Directive:
Write the entries below out again exactly; any picture in them stays out.

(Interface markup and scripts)
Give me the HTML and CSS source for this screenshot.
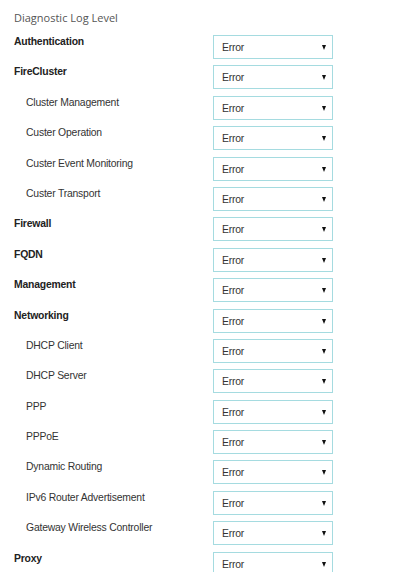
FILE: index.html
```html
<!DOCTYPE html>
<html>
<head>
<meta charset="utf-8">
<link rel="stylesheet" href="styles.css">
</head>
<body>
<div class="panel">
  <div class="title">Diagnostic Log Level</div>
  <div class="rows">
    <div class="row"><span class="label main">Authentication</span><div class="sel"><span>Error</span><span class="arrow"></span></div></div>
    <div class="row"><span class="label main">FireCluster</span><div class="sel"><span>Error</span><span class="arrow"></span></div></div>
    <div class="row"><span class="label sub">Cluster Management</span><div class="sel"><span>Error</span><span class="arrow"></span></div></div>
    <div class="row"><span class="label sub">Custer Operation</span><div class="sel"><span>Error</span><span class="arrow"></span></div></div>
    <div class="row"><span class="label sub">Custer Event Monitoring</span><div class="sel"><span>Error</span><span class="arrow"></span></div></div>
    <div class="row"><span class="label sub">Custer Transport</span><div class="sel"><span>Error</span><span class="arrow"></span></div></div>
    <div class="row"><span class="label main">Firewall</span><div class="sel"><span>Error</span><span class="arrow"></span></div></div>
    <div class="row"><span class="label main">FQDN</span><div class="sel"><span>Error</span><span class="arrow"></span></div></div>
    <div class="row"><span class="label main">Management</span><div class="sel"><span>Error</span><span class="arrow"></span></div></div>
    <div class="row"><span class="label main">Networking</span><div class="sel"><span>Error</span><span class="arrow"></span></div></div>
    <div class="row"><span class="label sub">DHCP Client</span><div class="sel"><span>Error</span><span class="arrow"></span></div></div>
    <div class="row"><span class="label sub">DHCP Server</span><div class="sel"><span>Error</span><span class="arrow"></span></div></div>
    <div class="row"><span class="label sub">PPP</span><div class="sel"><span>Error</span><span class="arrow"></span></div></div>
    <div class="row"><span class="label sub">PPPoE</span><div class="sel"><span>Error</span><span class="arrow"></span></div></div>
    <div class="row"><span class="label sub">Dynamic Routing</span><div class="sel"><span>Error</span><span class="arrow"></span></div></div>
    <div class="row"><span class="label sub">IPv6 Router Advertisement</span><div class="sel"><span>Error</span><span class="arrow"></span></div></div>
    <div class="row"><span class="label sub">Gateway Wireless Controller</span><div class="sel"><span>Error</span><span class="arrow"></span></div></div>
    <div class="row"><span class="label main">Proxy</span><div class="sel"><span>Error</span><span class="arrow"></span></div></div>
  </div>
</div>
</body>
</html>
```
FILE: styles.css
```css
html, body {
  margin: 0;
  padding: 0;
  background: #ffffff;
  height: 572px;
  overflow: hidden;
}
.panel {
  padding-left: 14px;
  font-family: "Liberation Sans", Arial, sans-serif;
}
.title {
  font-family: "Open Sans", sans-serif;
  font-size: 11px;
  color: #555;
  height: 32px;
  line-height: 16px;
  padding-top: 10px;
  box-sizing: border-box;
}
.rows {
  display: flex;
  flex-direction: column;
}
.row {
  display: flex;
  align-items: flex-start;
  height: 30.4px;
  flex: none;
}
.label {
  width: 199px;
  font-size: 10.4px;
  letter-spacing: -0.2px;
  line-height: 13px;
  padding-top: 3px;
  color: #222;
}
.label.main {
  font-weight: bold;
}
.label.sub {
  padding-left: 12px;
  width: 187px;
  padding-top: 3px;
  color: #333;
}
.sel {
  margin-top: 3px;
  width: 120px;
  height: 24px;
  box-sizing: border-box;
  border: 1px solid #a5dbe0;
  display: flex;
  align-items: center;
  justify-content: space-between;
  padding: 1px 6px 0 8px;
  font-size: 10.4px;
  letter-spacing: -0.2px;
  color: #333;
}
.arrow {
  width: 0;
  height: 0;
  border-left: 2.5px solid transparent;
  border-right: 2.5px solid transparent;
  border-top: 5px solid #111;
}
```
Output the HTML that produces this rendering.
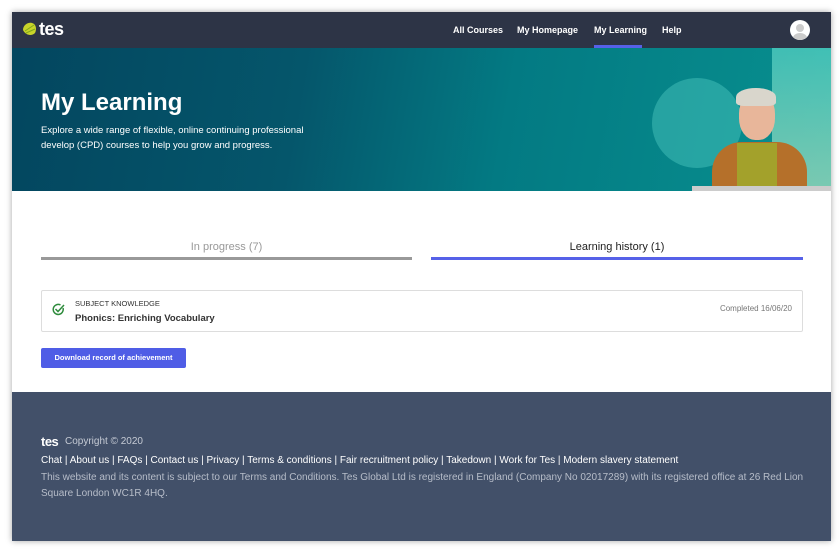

Solution for this exercise:
Give me the HTML and CSS source for this screenshot.
FILE: index.html
```html
<!DOCTYPE html>
<html>
<head>
<meta charset="utf-8">
<link rel="stylesheet" href="styles.css">
</head>
<body>
<div class="panel">
  <div class="title">Diagnostic Log Level</div>
  <div class="rows">
    <div class="row"><span class="label main">Authentication</span><div class="sel"><span>Error</span><span class="arrow"></span></div></div>
    <div class="row"><span class="label main">FireCluster</span><div class="sel"><span>Error</span><span class="arrow"></span></div></div>
    <div class="row"><span class="label sub">Cluster Management</span><div class="sel"><span>Error</span><span class="arrow"></span></div></div>
    <div class="row"><span class="label sub">Custer Operation</span><div class="sel"><span>Error</span><span class="arrow"></span></div></div>
    <div class="row"><span class="label sub">Custer Event Monitoring</span><div class="sel"><span>Error</span><span class="arrow"></span></div></div>
    <div class="row"><span class="label sub">Custer Transport</span><div class="sel"><span>Error</span><span class="arrow"></span></div></div>
    <div class="row"><span class="label main">Firewall</span><div class="sel"><span>Error</span><span class="arrow"></span></div></div>
    <div class="row"><span class="label main">FQDN</span><div class="sel"><span>Error</span><span class="arrow"></span></div></div>
    <div class="row"><span class="label main">Management</span><div class="sel"><span>Error</span><span class="arrow"></span></div></div>
    <div class="row"><span class="label main">Networking</span><div class="sel"><span>Error</span><span class="arrow"></span></div></div>
    <div class="row"><span class="label sub">DHCP Client</span><div class="sel"><span>Error</span><span class="arrow"></span></div></div>
    <div class="row"><span class="label sub">DHCP Server</span><div class="sel"><span>Error</span><span class="arrow"></span></div></div>
    <div class="row"><span class="label sub">PPP</span><div class="sel"><span>Error</span><span class="arrow"></span></div></div>
    <div class="row"><span class="label sub">PPPoE</span><div class="sel"><span>Error</span><span class="arrow"></span></div></div>
    <div class="row"><span class="label sub">Dynamic Routing</span><div class="sel"><span>Error</span><span class="arrow"></span></div></div>
    <div class="row"><span class="label sub">IPv6 Router Advertisement</span><div class="sel"><span>Error</span><span class="arrow"></span></div></div>
    <div class="row"><span class="label sub">Gateway Wireless Controller</span><div class="sel"><span>Error</span><span class="arrow"></span></div></div>
    <div class="row"><span class="label main">Proxy</span><div class="sel"><span>Error</span><span class="arrow"></span></div></div>
  </div>
</div>
</body>
</html>
```
FILE: styles.css
```css
html, body {
  margin: 0;
  padding: 0;
  background: #ffffff;
  height: 572px;
  overflow: hidden;
}
.panel {
  padding-left: 14px;
  font-family: "Liberation Sans", Arial, sans-serif;
}
.title {
  font-family: "Open Sans", sans-serif;
  font-size: 11px;
  color: #555;
  height: 32px;
  line-height: 16px;
  padding-top: 10px;
  box-sizing: border-box;
}
.rows {
  display: flex;
  flex-direction: column;
}
.row {
  display: flex;
  align-items: flex-start;
  height: 30.4px;
  flex: none;
}
.label {
  width: 199px;
  font-size: 10.4px;
  letter-spacing: -0.2px;
  line-height: 13px;
  padding-top: 3px;
  color: #222;
}
.label.main {
  font-weight: bold;
}
.label.sub {
  padding-left: 12px;
  width: 187px;
  padding-top: 3px;
  color: #333;
}
.sel {
  margin-top: 3px;
  width: 120px;
  height: 24px;
  box-sizing: border-box;
  border: 1px solid #a5dbe0;
  display: flex;
  align-items: center;
  justify-content: space-between;
  padding: 1px 6px 0 8px;
  font-size: 10.4px;
  letter-spacing: -0.2px;
  color: #333;
}
.arrow {
  width: 0;
  height: 0;
  border-left: 2.5px solid transparent;
  border-right: 2.5px solid transparent;
  border-top: 5px solid #111;
}
```
Output the HTML that produces this rendering.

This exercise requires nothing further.